For your challenge, you will be using thesse Categories

But as I mentioned above, so we can accomplish most of what we need in class, I will be choosing some other categories. 

In [None]:
#The highest three sections
#df = df[df["Section"].isin(['ENTERTAINMENT','POLITICS','WELLNESS'])]
#The lowest and diversesections
df = df[df["Section"].isin(['EDUCATION','CULTURE & ARTS','ARTS','FOOD & DRINK',
                          'BLACK VOICES','STYLE','HOME & LIVING','HEALTHY LIVING' ]) ]

## Getting Word Counts

In [None]:
df['Nbr_words_headline'] = df['headline'].apply(lambda x:len(str(x).split()))
df['Nbr_words_description'] = df['short_description'].apply(lambda x:len(str(x).split()))

In [None]:
plt.figure(figsize=(12,6))
sns.distplot(df['Nbr_words_description'],kde = False,color="red", bins = 100)
plt.title("Frequency distribution of number of words for each text extracted", size=20)
plt.show()

In [None]:
plt.figure(figsize = (10,6))
df['Nbr_words_description'].plot(kind="box")
plt.title("Word frequency distribution using Box plot", size = 16)
plt.show()

In [None]:
#Here we clean the headlines and short description by removing all the  punctuation, 
#removing all that is unnecessary.
def cleaned_text(text):
    clean = re.sub("\n"," ",text)
    clean=clean.lower()
    clean=re.sub(r"[~.,%/:;?_&+*=!-]"," ",clean)
    clean=re.sub("[^a-z]"," ",clean)
    clean=clean.lstrip()
    clean=re.sub("\s{2,}"," ",clean)
    return clean

df['headline_cleaned'] = df['headline'].apply(cleaned_text)

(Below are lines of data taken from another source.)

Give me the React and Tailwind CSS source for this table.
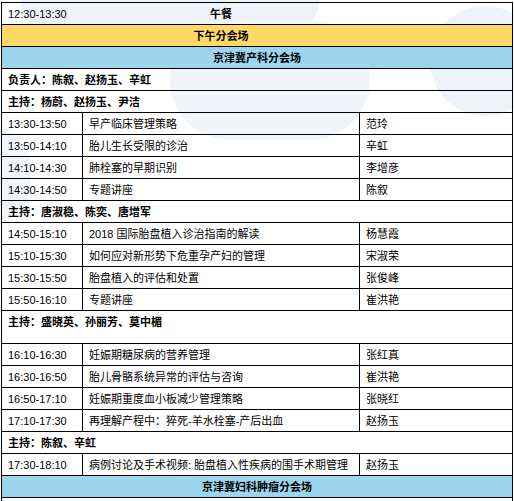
const sessions = [
  { type: "talk", time: "13:30-13:50", title: "早产临床管理策略", who: "范玲" },
  { type: "talk", time: "13:50-14:10", title: "胎儿生长受限的诊治", who: "辛虹" },
  { type: "talk", time: "14:10-14:30", title: "肺栓塞的早期识别", who: "李增彦" },
  { type: "talk", time: "14:30-14:50", title: "专题讲座", who: "陈叙" },
  { type: "host", text: "主持：唐淑稳、陈奕、唐增军" },
  { type: "talk", time: "14:50-15:10", title: "2018 国际胎盘植入诊治指南的解读", who: "杨慧霞" },
  { type: "talk", time: "15:10-15:30", title: "如何应对新形势下危重孕产妇的管理", who: "宋淑荣" },
  { type: "talk", time: "15:30-15:50", title: "胎盘植入的评估和处置", who: "张俊峰" },
  { type: "talk", time: "15:50-16:10", title: "专题讲座", who: "崔洪艳" },
  { type: "host", text: "主持：盛晓英、孙丽芳、莫中楣", tall: true },
  { type: "talk", time: "16:10-16:30", title: "妊娠期糖尿病的营养管理", who: "张红真" },
  { type: "talk", time: "16:30-16:50", title: "胎儿骨骼系统异常的评估与咨询", who: "崔洪艳" },
  { type: "talk", time: "16:50-17:10", title: "妊娠期重度血小板减少管理策略", who: "张晓红" },
  { type: "talk", time: "17:10-17:30", title: "再理解产程中：猝死-羊水栓塞-产后出血", who: "赵扬玉" },
  { type: "host", text: "主持：陈叙、辛虹" },
  { type: "talk", time: "17:30-18:10", title: "病例讨论及手术视频: 胎盘植入性疾病的围手术期管理", who: "赵扬玉" },
];

const cell = "border border-black px-[6px] h-[22px] align-middle whitespace-nowrap";

export default function App() {
  return (
    <div
      className="relative w-[514px] h-[501px] overflow-hidden bg-white text-[11px] leading-[14px] text-black"
      style={{ fontFamily: '"Liberation Sans", "Noto Sans CJK SC", sans-serif' }}
    >
      {/* faint bubble background */}
      <div className="absolute left-[108px] top-[-14px] w-[24px] h-[20px] rounded-full bg-[#7fb6e8]" />
      <div className="absolute left-[20px] top-[-60px] w-[300px] h-[110px] rounded-full bg-[#eef3fa]" />
      <div className="absolute left-[170px] top-[20px] w-[200px] h-[120px] rounded-full bg-[#f1f4f9]" />
      <div className="absolute left-[430px] top-[6px] w-[110px] h-[110px] rounded-full bg-[#eef3f9]" />
      <div className="absolute left-[-40px] top-[130px] w-[70px] h-[90px] rounded-full bg-[#f0f5fb]" />

      <table className="relative mt-[2px] ml-[1px] w-[511px] table-fixed border-collapse">
        <colgroup>
          <col className="w-[81px]" />
          <col className="w-[277px]" />
          <col className="w-[153px]" />
        </colgroup>
        <tbody>
          <tr>
            <td className="border-l border-t border-b border-black px-[6px] h-[22px] align-middle">12:30-13:30</td>
            <td className="border-t border-b border-black h-[22px] text-center font-bold">午餐</td>
            <td className="border-r border-t border-b border-black h-[22px]" />
          </tr>
          <tr className="bg-[#ffd966]">
            <td className="border-l border-b border-black h-[22px]" />
            <td className="border-b border-black h-[22px] text-center font-bold">下午分会场</td>
            <td className="border-r border-b border-black h-[22px]" />
          </tr>
          <tr className="bg-[#9dd5ef]">
            <td colSpan={3} className={`${cell} text-center font-bold`}>京津冀产科分会场</td>
          </tr>
          <tr>
            <td colSpan={3} className={`${cell} font-bold`}>负责人：陈叙、赵扬玉、辛虹</td>
          </tr>
          <tr>
            <td colSpan={3} className={`${cell} font-bold`}>主持：杨蔚、赵扬玉、尹洁</td>
          </tr>
          {sessions.map((s, i) =>
            s.type === "host" ? (
              <tr key={i}>
                <td
                  colSpan={3}
                  className={`border border-black px-[6px] whitespace-nowrap font-bold ${
                    s.tall ? "h-[33px] align-top pt-[4px]" : "h-[22px] align-middle"
                  }`}
                >
                  {s.text}
                </td>
              </tr>
            ) : (
              <tr key={i}>
                <td className={cell}>{s.time}</td>
                <td className={cell}>{s.title}</td>
                <td className={cell}>{s.who}</td>
              </tr>
            )
          )}
          <tr className="bg-[#9dd5ef]">
            <td colSpan={3} className={`${cell} text-center font-bold`}>京津冀妇科肿瘤分会场</td>
          </tr>
          <tr>
            <td colSpan={3} className={cell}>&nbsp;</td>
          </tr>
        </tbody>
      </table>
    </div>
  );
}
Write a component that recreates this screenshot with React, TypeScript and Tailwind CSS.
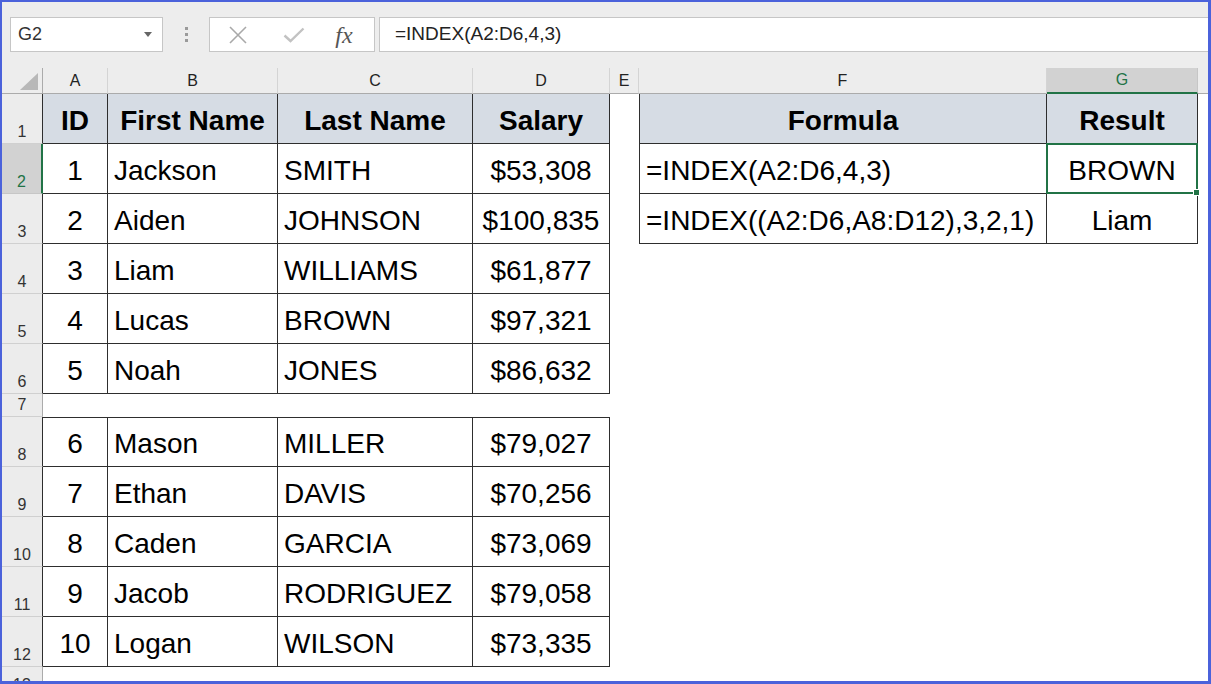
import React from 'react';

// column template shared by the header row and every sheet row
const COLS = 'grid grid-cols-[41px_65px_170px_195px_137px_29px_408px_151px_1fr]';

const table1 = [
  ['1', 'Jackson', 'SMITH', '$53,308'],
  ['2', 'Aiden', 'JOHNSON', '$100,835'],
  ['3', 'Liam', 'WILLIAMS', '$61,877'],
  ['4', 'Lucas', 'BROWN', '$97,321'],
  ['5', 'Noah', 'JONES', '$86,632'],
];

const table2 = [
  ['6', 'Mason', 'MILLER', '$79,027'],
  ['7', 'Ethan', 'DAVIS', '$70,256'],
  ['8', 'Caden', 'GARCIA', '$73,069'],
  ['9', 'Jacob', 'RODRIGUEZ', '$79,058'],
  ['10', 'Logan', 'WILSON', '$73,335'],
];

const formulas: Record<number, [string, string]> = {
  0: ['=INDEX(A2:D6,4,3)', 'BROWN'],
  1: ['=INDEX((A2:D6,A8:D12),3,2,1)', 'Liam'],
};

type CellProps = {
  text?: string;
  center?: boolean;
  head?: boolean;
  left?: boolean;
  top?: boolean;
  selected?: boolean;
};

// a bordered cell of one of the data tables
function Cell({ text, center, head, left, top, selected }: CellProps) {
  return (
    <div
      className={`relative flex items-end pb-[6px] leading-[32px] text-[28px] text-black whitespace-nowrap border-r border-b border-[#2e2e2e] ${
        center ? 'justify-center' : 'justify-start pl-[6px]'
      } ${head ? 'font-bold bg-[#d6dce4]' : 'bg-white'} ${left ? 'border-l' : ''} ${top ? 'border-t' : ''}`}
    >
      {text}
      {selected && (
        <div className="absolute inset-[-1px] z-10 border-2 border-[#217346]">
          <div className="absolute right-[-4px] bottom-[-4px] w-[7px] h-[7px] bg-[#217346] border border-white" />
        </div>
      )}
    </div>
  );
}

function Blank() {
  return <div className="bg-white" />;
}

function RowHead({ n, dark, active }: { n: number; dark?: boolean; active?: boolean }) {
  if (active) {
    return (
      <div className="flex items-end justify-center pb-[1px] leading-[20px] text-[16px] text-[#217346] bg-[#d2d2d2] border-b border-[#c6c6c6] border-r-2 border-r-[#217346]">
        {n}
      </div>
    );
  }
  return (
    <div
      className={`flex items-end justify-center pb-[1px] leading-[20px] text-[16px] text-[#333] bg-[#ececec] border-b border-[#d0d0d0] border-r ${
        dark ? 'border-r-[#2e2e2e]' : 'border-r-[#ababab]'
      }`}
    >
      {n}
    </div>
  );
}

function ColHead({ label, active }: { label: string; active?: boolean }) {
  if (active) {
    return (
      <div className="flex items-center justify-center text-[16px] text-[#217346] bg-[#d2d2d2] border-r border-[#c6c6c6] border-b-2 border-b-[#217346]">
        {label}
      </div>
    );
  }
  return (
    <div className="flex items-center justify-center text-[16px] text-[#222] bg-[#ededed] border-r border-[#d4d4d4] border-b border-b-[#ababab]">
      {label}
    </div>
  );
}

function TopBar() {
  return (
    <div className="h-[66px] bg-[#ededed] flex items-start pt-[15px] pl-[8px]">
      {/* name box */}
      <div className="w-[153px] h-[35px] bg-white border border-[#c6c6c6] flex items-center justify-between pl-[7px] pr-[10px] text-[18px] text-[#333]">
        <span>G2</span>
        <span className="w-0 h-0 border-l-[4px] border-r-[4px] border-t-[5px] border-l-transparent border-r-transparent border-t-[#666]" />
      </div>
      <div className="w-[46px] h-[35px] flex flex-col items-center justify-center gap-[3px]">
        <span className="w-[3px] h-[3px] bg-[#9a9a9a]" />
        <span className="w-[3px] h-[3px] bg-[#9a9a9a]" />
        <span className="w-[3px] h-[3px] bg-[#9a9a9a]" />
      </div>
      {/* cancel / enter / insert function */}
      <div className="w-[166px] h-[35px] bg-white border border-[#c6c6c6] flex items-center">
        <div className="w-[56px] flex justify-center">
          <svg width="20" height="20" viewBox="0 0 20 20">
            <path d="M2 2L18 18M18 2L2 18" stroke="#a9a9a9" strokeWidth="1.6" fill="none" />
          </svg>
        </div>
        <div className="w-[56px] flex justify-center">
          <svg width="22" height="16" viewBox="0 0 22 16">
            <path d="M1.5 8.5L7.5 14L20.5 1.5" stroke="#c2c2c2" strokeWidth="2.4" fill="none" />
          </svg>
        </div>
        <div className="w-[44px] flex justify-center font-['Liberation_Serif',serif] italic text-[24px] text-[#555] leading-none">
          fx
        </div>
      </div>
      <div className="flex-1 ml-[4px] h-[35px] bg-white border-l border-t border-b border-[#c6c6c6] flex items-center pl-[15px] text-[19px] text-[#222]">
        =INDEX(A2:D6,4,3)
      </div>
    </div>
  );
}

export default function App() {
  return (
    <div className="w-[1211px] h-[684px] overflow-hidden bg-white border-t-2 border-l-2 border-r-[3px] border-b-[3px] border-[#4b62db] font-['Liberation_Sans',Arial,sans-serif]">
      <TopBar />

      {/* column headers */}
      <div className={`${COLS} h-[26px]`}>
        <div className="relative bg-[#ededed] border-r border-[#ababab] border-b border-b-[#ababab]">
          <svg className="absolute right-[4px] bottom-[3px]" width="18" height="17" viewBox="0 0 18 17">
            <polygon points="18,0 18,17 0,17" fill="#b8b8b8" />
          </svg>
        </div>
        {['A', 'B', 'C', 'D', 'E', 'F'].map((c) => (
          <ColHead key={c} label={c} />
        ))}
        <ColHead label="G" active />
        <div className="bg-[#ededed] border-b border-[#ababab]" />
      </div>

      {/* row 1: table headers */}
      <div className={`${COLS} h-[50px]`}>
        <RowHead n={1} dark />
        <Cell text="ID" center head />
        <Cell text="First Name" center head />
        <Cell text="Last Name" center head />
        <Cell text="Salary" center head />
        <Blank />
        <Cell text="Formula" center head left />
        <Cell text="Result" center head />
        <Blank />
      </div>

      {/* rows 2-6 */}
      {table1.map((r, i) => (
        <div key={r[0]} className={`${COLS} h-[50px]`}>
          <RowHead n={i + 2} dark active={i === 0} />
          <Cell text={r[0]} center />
          <Cell text={r[1]} />
          <Cell text={r[2]} />
          <Cell text={r[3]} center />
          <Blank />
          {formulas[i] ? (
            <>
              <Cell text={formulas[i][0]} left />
              <Cell text={formulas[i][1]} center selected={i === 0} />
            </>
          ) : (
            <>
              <Blank />
              <Blank />
            </>
          )}
          <Blank />
        </div>
      ))}

      {/* row 7: gap */}
      <div className={`${COLS} h-[23px]`}>
        <RowHead n={7} />
      </div>

      {/* rows 8-12 */}
      {table2.map((r, i) => (
        <div key={r[0]} className={`${COLS} h-[50px]`}>
          <RowHead n={i + 8} dark />
          <Cell text={r[0]} center top={i === 0} />
          <Cell text={r[1]} top={i === 0} />
          <Cell text={r[2]} top={i === 0} />
          <Cell text={r[3]} center top={i === 0} />
        </div>
      ))}

      {/* row 13, cut off */}
      <div className={`${COLS} h-[30px]`}>
        <RowHead n={13} />
      </div>
    </div>
  );
}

df['short_description_cleaned'] = df['short_description'].apply(cleaned_text)


In [None]:
cloud=WordCloud(colormap='tab20c',width=600,height=400).generate(str(df["headline_cleaned"]))
fig=plt.figure(figsize=(10,15))
plt.axis("off")
plt.imshow(cloud,interpolation='bilinear')
plt.show()

In [None]:
cloud=WordCloud(colormap='viridis',width=600,height=400).generate(str(df["short_description_cleaned"]))
fig=plt.figure(figsize=(10,15))
plt.axis("off")
plt.imshow(cloud,interpolation='bilinear')
plt.show()

From this point I will be focusing on the News Headlines to do our data Analysis on it.
We will be:
* removing stopwords
* tokenizing 
* lemmatizing 

In [None]:
## remove stopwords
stop=stopwords.words('english')
df["stop_removed_headline"]=df['headline_cleaned'].apply(lambda x: ' '.join([word for word in x.split() if word not in (stop)]))

In [None]:
df["tokenized"]=df["stop_removed_headline"].apply(lambda x: nltk.word_tokenize(x))

In [None]:
def word_lemmatizer(text):
    lem_text = [WordNetLemmatizer().lemmatize(i,pos='v') for i in text]
    return lem_text
df["lemmatized"]=df["tokenized"].apply(lambda x: word_lemmatizer(x))
df["lemmatize_joined"]=df["lemmatized"].apply(lambda x: ' '.join(x))

In [None]:
df['Number_of_words_for_cleaned'] = df['lemmatize_joined'].apply(lambda x:len(str(x).split()))

In [None]:
plt.figure(figsize=(12,6))
sns.distplot(df['Number_of_words_for_cleaned'],kde = False, color= "navy", bins = 100)
plt.title("Frequency distribution of number of words for each text extracted after removing stopwords and lemmatization", size=16)
plt.show()

In [None]:
plt.figure(figsize=(14,6))
freq=pd.Series(" ".join(df["lemmatize_joined"]).split()).value_counts()[:30]
freq.plot(kind="bar", color = "orangered")
plt.title("30 most frequent words",size=20)
plt.show()

## Exploration of the data set using Ngrams

### Ngrams

Ngrams are defined as contiguous sequences of n words. If the number of words has the same meaning as New York , it's called Bigram, and if it's more than two words, then it's considered as a trigram. Figure 12 is considered in Ngram as unigrams, which is only one word.

In [None]:
import plotly.graph_objects as go

In [None]:
def get_top_n_words(corpus, n=None):
    vec = CountVectorizer().fit(corpus)
    bag_of_words = vec.transform(corpus)
    sum_words = bag_of_words.sum(axis=0) 
    words_freq = [(word, sum_words[0, idx]) for word, idx in vec.vocabulary_.items()]
    words_freq =sorted(words_freq, key = lambda x: x[1], reverse=True)
    return words_freq[:n]
common_words = get_top_n_words(df['headline'], 20)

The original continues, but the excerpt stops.